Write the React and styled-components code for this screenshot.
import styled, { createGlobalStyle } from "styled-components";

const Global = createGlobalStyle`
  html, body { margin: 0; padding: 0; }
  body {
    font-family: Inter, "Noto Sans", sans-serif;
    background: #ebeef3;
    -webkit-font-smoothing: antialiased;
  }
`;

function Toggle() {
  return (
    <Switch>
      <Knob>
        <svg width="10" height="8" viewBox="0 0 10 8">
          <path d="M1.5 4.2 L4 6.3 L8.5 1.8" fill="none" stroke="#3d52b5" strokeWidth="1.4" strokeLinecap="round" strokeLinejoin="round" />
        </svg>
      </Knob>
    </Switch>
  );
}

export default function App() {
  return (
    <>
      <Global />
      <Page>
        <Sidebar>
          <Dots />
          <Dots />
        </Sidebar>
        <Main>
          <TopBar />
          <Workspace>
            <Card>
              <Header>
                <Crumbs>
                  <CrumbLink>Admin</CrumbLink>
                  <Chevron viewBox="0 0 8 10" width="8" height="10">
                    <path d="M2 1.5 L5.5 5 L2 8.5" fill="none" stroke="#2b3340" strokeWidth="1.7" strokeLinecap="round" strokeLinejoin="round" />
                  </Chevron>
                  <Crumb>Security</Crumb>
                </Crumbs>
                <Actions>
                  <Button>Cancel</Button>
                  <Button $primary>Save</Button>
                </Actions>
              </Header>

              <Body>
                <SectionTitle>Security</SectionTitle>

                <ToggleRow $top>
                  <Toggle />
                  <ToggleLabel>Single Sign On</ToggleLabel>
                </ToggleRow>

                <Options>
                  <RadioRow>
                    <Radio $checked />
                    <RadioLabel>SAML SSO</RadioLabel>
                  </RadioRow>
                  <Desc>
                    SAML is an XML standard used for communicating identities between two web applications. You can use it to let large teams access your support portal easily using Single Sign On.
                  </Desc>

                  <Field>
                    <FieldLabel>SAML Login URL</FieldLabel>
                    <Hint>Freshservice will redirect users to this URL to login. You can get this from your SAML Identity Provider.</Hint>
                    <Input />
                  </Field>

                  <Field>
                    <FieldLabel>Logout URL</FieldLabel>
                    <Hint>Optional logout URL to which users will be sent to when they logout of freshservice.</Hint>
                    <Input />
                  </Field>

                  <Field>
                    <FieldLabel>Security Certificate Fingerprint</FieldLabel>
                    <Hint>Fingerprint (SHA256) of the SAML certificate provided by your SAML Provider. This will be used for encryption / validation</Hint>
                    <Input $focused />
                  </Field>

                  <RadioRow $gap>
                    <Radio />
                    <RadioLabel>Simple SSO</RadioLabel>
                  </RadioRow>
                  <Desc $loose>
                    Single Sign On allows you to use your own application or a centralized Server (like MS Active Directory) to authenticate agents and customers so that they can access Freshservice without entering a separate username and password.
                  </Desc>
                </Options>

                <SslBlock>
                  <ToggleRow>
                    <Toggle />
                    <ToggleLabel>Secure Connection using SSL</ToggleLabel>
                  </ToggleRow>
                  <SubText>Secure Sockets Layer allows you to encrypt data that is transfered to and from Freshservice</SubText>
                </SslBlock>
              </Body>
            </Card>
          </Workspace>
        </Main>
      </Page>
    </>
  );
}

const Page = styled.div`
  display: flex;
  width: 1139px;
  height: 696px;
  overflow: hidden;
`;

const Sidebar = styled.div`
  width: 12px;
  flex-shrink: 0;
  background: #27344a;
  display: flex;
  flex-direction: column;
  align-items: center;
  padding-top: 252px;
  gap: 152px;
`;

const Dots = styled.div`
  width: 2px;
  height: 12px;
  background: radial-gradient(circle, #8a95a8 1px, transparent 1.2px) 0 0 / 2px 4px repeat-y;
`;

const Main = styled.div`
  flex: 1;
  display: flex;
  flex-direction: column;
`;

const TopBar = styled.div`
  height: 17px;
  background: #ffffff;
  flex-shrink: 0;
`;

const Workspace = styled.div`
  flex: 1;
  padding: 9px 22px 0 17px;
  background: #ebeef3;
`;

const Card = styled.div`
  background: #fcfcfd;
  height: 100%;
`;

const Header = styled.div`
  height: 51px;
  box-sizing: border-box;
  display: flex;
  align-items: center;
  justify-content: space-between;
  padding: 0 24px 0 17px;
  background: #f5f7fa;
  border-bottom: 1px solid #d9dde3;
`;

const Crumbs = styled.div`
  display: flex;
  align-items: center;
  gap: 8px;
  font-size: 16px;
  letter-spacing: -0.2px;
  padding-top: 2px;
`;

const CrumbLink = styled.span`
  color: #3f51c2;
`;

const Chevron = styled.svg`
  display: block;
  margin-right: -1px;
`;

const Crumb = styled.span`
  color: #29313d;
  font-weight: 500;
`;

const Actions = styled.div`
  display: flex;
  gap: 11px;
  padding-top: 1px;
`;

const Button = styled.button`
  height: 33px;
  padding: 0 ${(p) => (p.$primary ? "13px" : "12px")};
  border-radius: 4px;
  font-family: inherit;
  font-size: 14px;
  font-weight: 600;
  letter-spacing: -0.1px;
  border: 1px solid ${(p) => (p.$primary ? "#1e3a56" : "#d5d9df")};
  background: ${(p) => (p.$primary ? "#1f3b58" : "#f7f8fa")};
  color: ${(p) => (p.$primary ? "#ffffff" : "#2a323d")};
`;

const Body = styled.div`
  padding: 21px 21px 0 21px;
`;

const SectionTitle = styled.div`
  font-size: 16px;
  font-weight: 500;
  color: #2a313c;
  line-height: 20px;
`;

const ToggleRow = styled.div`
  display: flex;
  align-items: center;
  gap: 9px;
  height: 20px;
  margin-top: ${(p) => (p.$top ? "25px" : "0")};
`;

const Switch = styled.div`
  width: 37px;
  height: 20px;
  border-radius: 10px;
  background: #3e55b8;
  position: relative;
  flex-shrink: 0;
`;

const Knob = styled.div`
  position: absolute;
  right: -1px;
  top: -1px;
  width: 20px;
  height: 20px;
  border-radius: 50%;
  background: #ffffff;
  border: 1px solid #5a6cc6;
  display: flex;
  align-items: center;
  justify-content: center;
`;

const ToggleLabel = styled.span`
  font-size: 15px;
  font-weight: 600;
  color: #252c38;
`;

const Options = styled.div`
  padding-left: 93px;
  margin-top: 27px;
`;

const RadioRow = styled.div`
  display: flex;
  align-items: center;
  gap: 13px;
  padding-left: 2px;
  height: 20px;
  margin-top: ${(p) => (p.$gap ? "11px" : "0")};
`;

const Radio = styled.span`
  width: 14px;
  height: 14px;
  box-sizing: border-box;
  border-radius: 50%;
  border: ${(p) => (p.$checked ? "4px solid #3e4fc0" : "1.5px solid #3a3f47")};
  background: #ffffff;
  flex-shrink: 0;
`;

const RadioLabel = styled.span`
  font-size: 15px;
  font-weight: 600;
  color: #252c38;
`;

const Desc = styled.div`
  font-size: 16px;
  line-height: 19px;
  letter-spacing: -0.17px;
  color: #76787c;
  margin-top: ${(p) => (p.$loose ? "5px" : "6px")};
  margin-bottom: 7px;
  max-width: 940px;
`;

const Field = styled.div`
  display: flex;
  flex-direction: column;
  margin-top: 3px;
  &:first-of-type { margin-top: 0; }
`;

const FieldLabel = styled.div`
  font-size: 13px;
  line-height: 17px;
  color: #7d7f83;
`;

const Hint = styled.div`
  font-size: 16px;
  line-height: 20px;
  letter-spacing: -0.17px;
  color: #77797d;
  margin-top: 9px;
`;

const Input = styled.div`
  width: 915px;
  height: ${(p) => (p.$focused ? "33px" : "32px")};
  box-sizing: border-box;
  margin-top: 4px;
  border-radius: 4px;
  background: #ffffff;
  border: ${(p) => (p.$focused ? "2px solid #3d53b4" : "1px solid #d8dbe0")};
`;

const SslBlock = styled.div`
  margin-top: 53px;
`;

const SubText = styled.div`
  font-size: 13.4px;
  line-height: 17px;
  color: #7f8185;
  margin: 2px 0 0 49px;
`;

::::

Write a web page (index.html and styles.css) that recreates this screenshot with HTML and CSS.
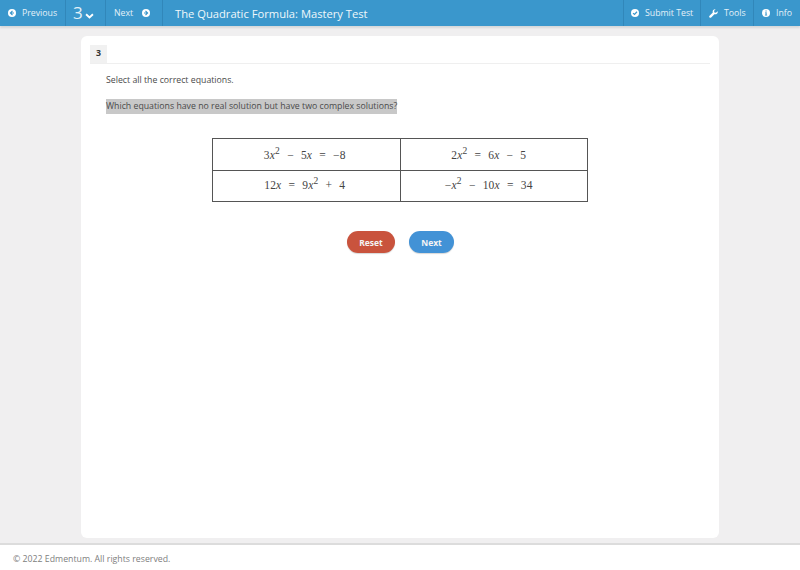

::::

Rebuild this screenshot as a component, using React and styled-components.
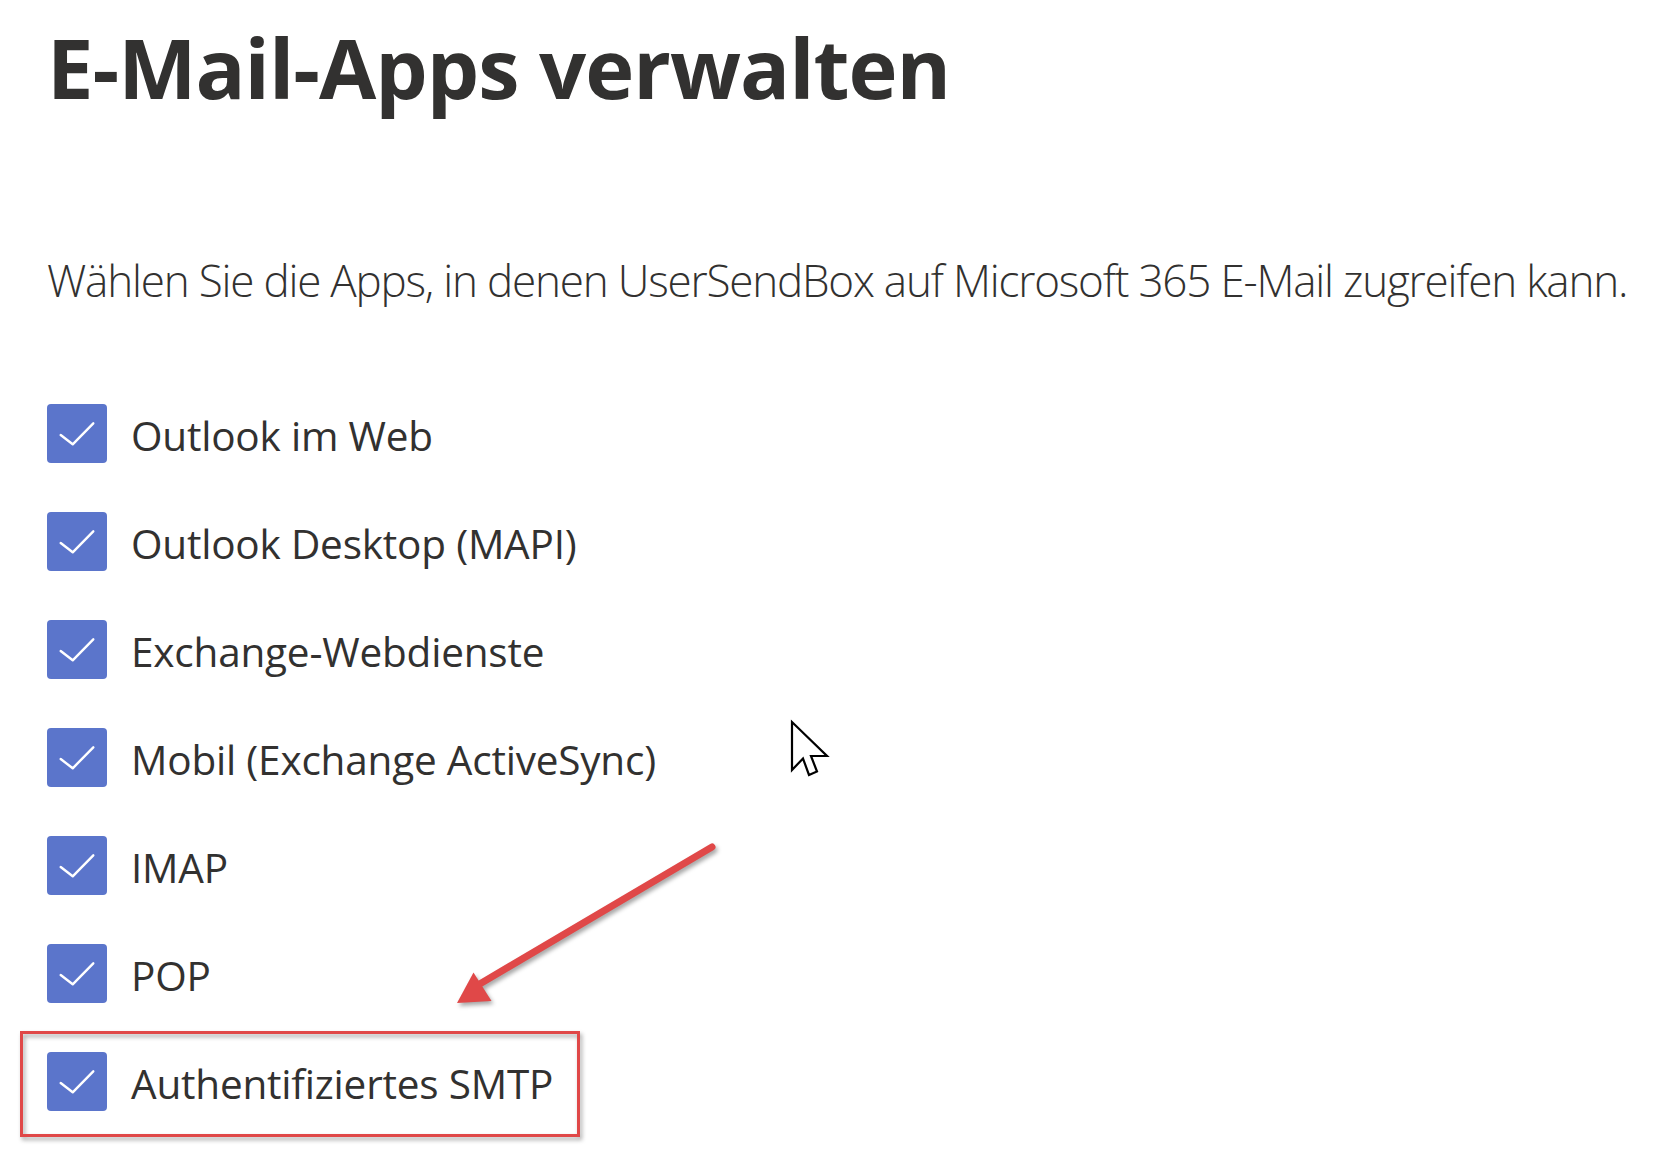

::::

▶ Work to be completed
Provide the count, and nothing else, of lines in the data above where the word "Write" occurs.

▶ Solution
2